Planning on moving in 2019? Then you need to listen up. With the Tax Cuts and Jobs Act of 2017, a majority of American taxpayers relocating this year will experience big changes in financing their move. Here’s everything you need to know about how the tax reform has affected moving deductions.
Before the recent tax reform, taxpayers were able to claim a deduction on the costs of moving household items and personal belongings, in addition to travel-related expenses to the new home. While certain criteria needed to be met in order to apply, this deduction did not need to be itemized to claim on your tax return. However, when the Tax Cuts and Jobs Act of 2017 was signed into law, it suspended the ability to deduct moving expenses for most Americans until 2026.
Moving Expense Deduction Rules Before Tax Reform
Prior to the Tax Cuts and Jobs Act, you could qualify for moving expense deductions if:
- Your employer didn’t pay or reimburse the moving costs and exclude the payment or reimbursement from your income.
- You have worked a minimum of 39 weeks within the first year of your move, depending on employment status, with exceptions for members of the military.
- The commute from your old home to your new job location was at least 50 miles from your former home, proving that the move was work related.

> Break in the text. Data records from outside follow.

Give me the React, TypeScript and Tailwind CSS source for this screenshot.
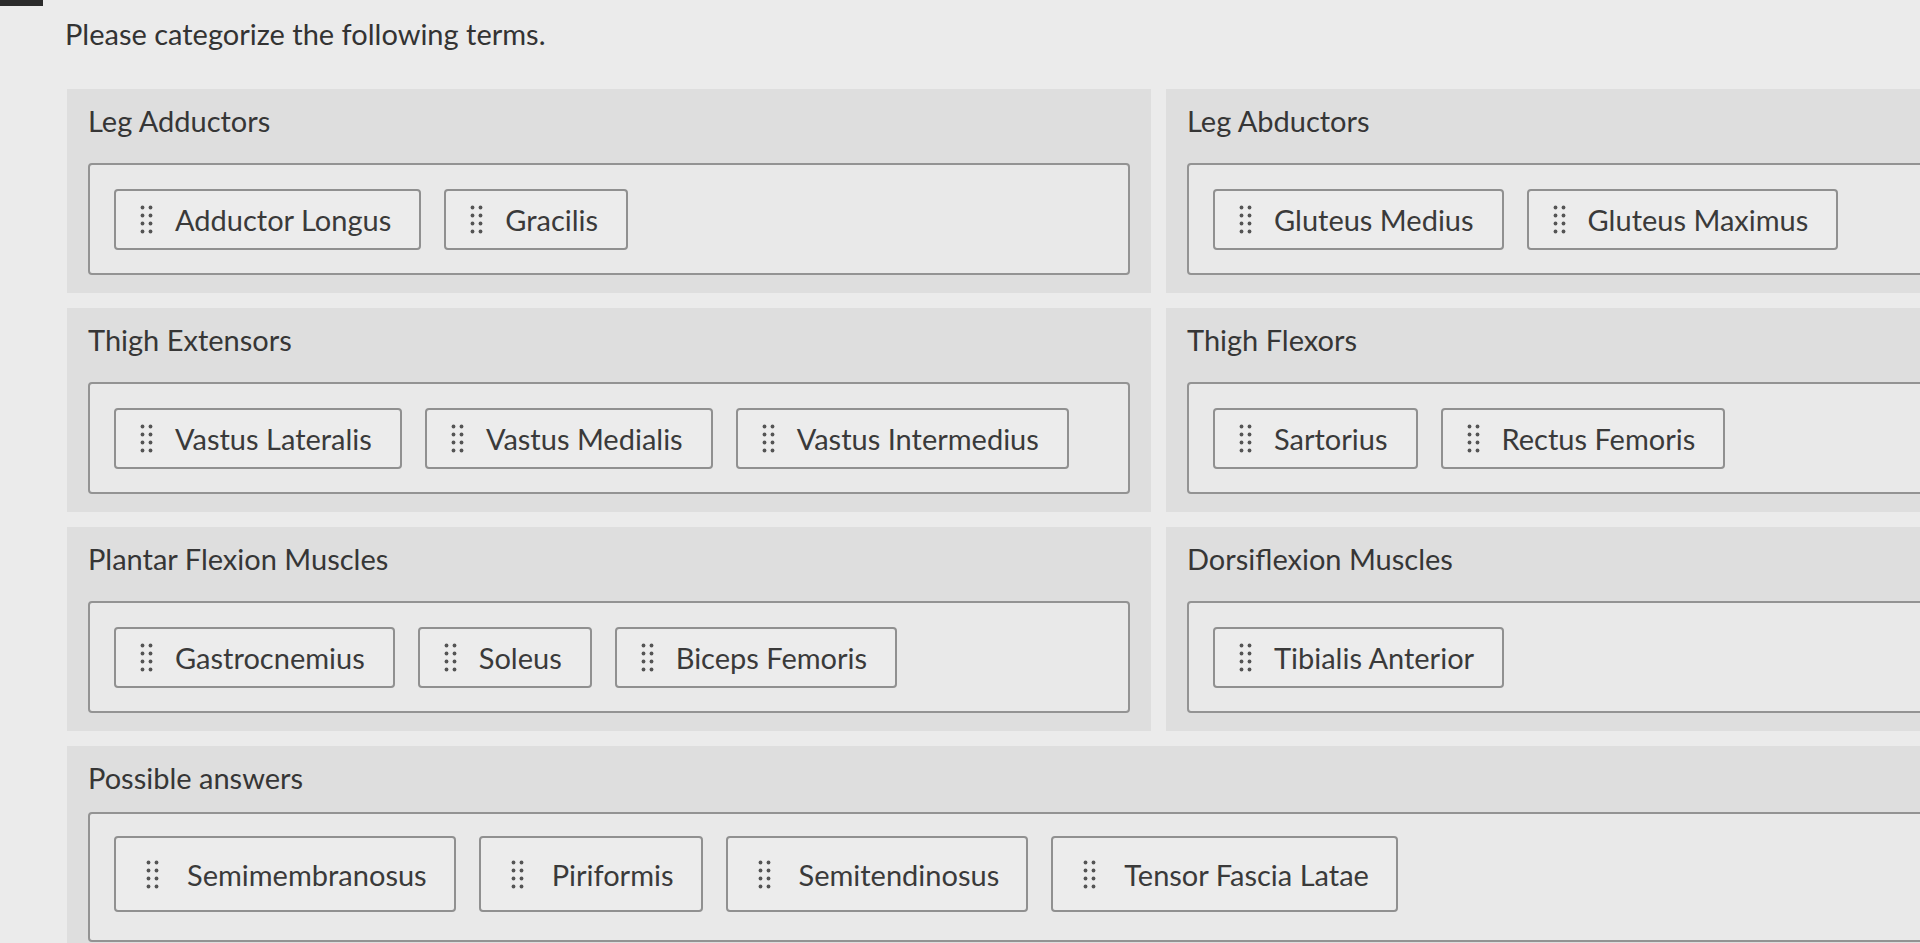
import React from 'react';

interface Category {
  title: string;
  items: string[];
}

const categories: Category[] = [
  { title: 'Leg Adductors', items: ['Adductor Longus', 'Gracilis'] },
  { title: 'Leg Abductors', items: ['Gluteus Medius', 'Gluteus Maximus'] },
  { title: 'Thigh Extensors', items: ['Vastus Lateralis', 'Vastus Medialis', 'Vastus Intermedius'] },
  { title: 'Thigh Flexors', items: ['Sartorius', 'Rectus Femoris'] },
  { title: 'Plantar Flexion Muscles', items: ['Gastrocnemius', 'Soleus', 'Biceps Femoris'] },
  { title: 'Dorsiflexion Muscles', items: ['Tibialis Anterior'] },
];

const possibleAnswers = ['Semimembranosus', 'Piriformis', 'Semitendinosus', 'Tensor Fascia Latae'];

function DragHandle() {
  return (
    <svg width="13" height="29" viewBox="0 0 13 29" className="shrink-0">
      {[2.5, 10.5, 18.5, 26.5].map((cy) => (
        <g key={cy} fill="#545454">
          <circle cx="2.5" cy={cy} r="1.9" />
          <circle cx="10.5" cy={cy} r="1.9" />
        </g>
      ))}
    </svg>
  );
}

function Chip({ label, large = false }: { label: string; large?: boolean }) {
  return (
    <div
      className={
        large
          ? 'flex h-[76px] items-center gap-[28px] rounded-[4px] border-2 border-[#909090] bg-[#ececec] pl-[30px] pr-[27px]'
          : 'flex h-[61px] items-center gap-[22px] rounded-[4px] border-2 border-[#909090] bg-[#ececec] pl-[24px] pr-[28px]'
      }
    >
      <DragHandle />
      <span className="text-[29px] leading-none text-[#3a3a3a]">{label}</span>
    </div>
  );
}

function CategoryPanel({ title, items }: Category) {
  return (
    <section className="h-[204px] bg-[#dedede] px-[21px] pt-[16px]">
      <h2 className="text-[29px] leading-[32px] text-[#363636]">{title}</h2>
      <div className="mt-[26px] flex h-[112px] items-center gap-[23px] rounded-[4px] border-2 border-[#939393] bg-[#e9e9e9] px-[24px]">
        {items.map((item) => (
          <Chip key={item} label={item} />
        ))}
      </div>
    </section>
  );
}

export default function App() {
  return (
    <div className="h-[943px] w-[1920px] overflow-hidden bg-[#ebebeb] font-['Lato','Liberation_Sans',sans-serif]">
      <div className="h-[6px] w-[43px] bg-[#2b2b2b]" />
      <div className="w-[2250px] pl-[65px]">
        <h1 className="pt-[10px] text-[29px] leading-[36px] text-[#333333]">
          Please categorize the following terms.
        </h1>

        <div className="mt-[37px] grid grid-cols-2 gap-[15px] pl-[2px]">
          {categories.map((category) => (
            <CategoryPanel key={category.title} title={category.title} items={category.items} />
          ))}
          <section className="col-span-2 h-[220px] bg-[#dedede] px-[21px] pt-[16px]">
            <h2 className="text-[29px] leading-[32px] text-[#363636]">Possible answers</h2>
            <div className="mt-[18px] flex h-[130px] items-start gap-[23px] rounded-[4px] border-2 border-[#939393] bg-[#e9e9e9] px-[24px] pt-[22px]">
              {possibleAnswers.map((item) => (
                <Chip key={item} label={item} large />
              ))}
            </div>
          </section>
        </div>
      </div>
    </div>
  );
}
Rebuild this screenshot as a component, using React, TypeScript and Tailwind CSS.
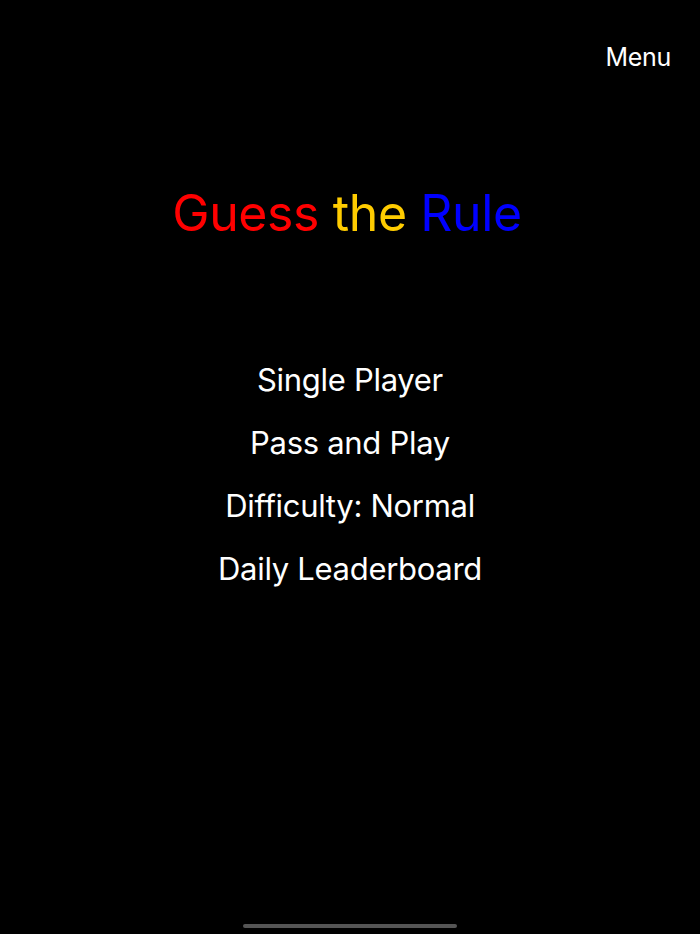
const menuItems = ['Single Player', 'Pass and Play', 'Difficulty: Normal', 'Daily Leaderboard']

function Title() {
  return (
    <h1 className="text-center pr-[6px] text-[50px] leading-[60px] tracking-[-0.4px]">
      <span className="text-[#ff0000]">Guess</span>{' '}
      <span className="text-[#ffcc00]">the</span>{' '}
      <span className="text-[#0000ff]">Rule</span>
    </h1>
  )
}

export default function App() {
  return (
    <div
      className="h-[934px] bg-black text-white flex flex-col overflow-hidden"
      style={{ fontFamily: 'Inter, "Noto Sans", sans-serif' }}
    >
      {/* top bar */}
      <div className="flex justify-end pt-[42px] pr-[29px]">
        <button className="text-[25px] leading-[30px] tracking-[-0.3px] text-white">Menu</button>
      </div>

      <div className="mt-[111px]">
        <Title />
      </div>

      <nav className="mt-[117px] flex flex-col items-center gap-[23px]">
        {menuItems.map((item) => (
          <button key={item} className="text-[31px] leading-[40px] tracking-[-0.3px] text-white">
            {item}
          </button>
        ))}
      </nav>

      <div className="flex-1" />

      {/* home indicator */}
      <div className="flex justify-center pb-[6px]">
        <div className="w-[214px] h-[4px] rounded-full bg-[#555555]" />
      </div>
    </div>
  )
}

If you met the above requirements, the following moving expenses could be deducted (as long as they are necessary for you move):
- Cost of hiring professional movers or packers
- Cost of a moving truck rental
- Cost of insuring belongings during the move
- Cost of moving supplies (boxes, packing materials, etc.)
- Cost of moving your car
- Cost of connecting and disconnecting utilities
- Cost of storing belongings up to 30 consecutive days
- Cost of temporary lodging
- Cost of gas, oil, parking fees, etc.
The Impact of the Tax Reform on Moving Expenses
That was then. Now, these deductions are no longer available. While the reform has provided new lower tax rates for many people, it’s eliminated the opportunity for these moving expenses to help lower your tax bill. Even further, if your employer does provide money to cover your moving costs, your tax bill will actually be higher. This is because those employer reimbursements will be taxed the same way ordinary income would.
Who’s Affected by the Tax Reform?
Taxpayers who are members of the active duty military that are moving due to a military order are the only exception to the new reform. All other taxpayers for tax years beginning in December 31, 2017 through December 31, 2025 will not be able to deduct moving expenses starting this year. However, any moves that occurred in 2017 but were reimbursed by an employer in 2018 will not be taxed on the reimbursement.
The Good News?
Many employers are looking at grossing up their reimbursements for moving expenses enough to counteract the taxable impact. In other words, they’ll provide the additional money necessary to cover the move AND those added taxes. If your employer does not have a policy for this in place, you may have to negotiate a gross-up while considering a potential employment-related move.
There are also some states that still allow taxpayers to claim a deduction on their state tax return. While Pennsylvania is not one of them, these laws may differ based on the state in which you are relocating or where your employer is located.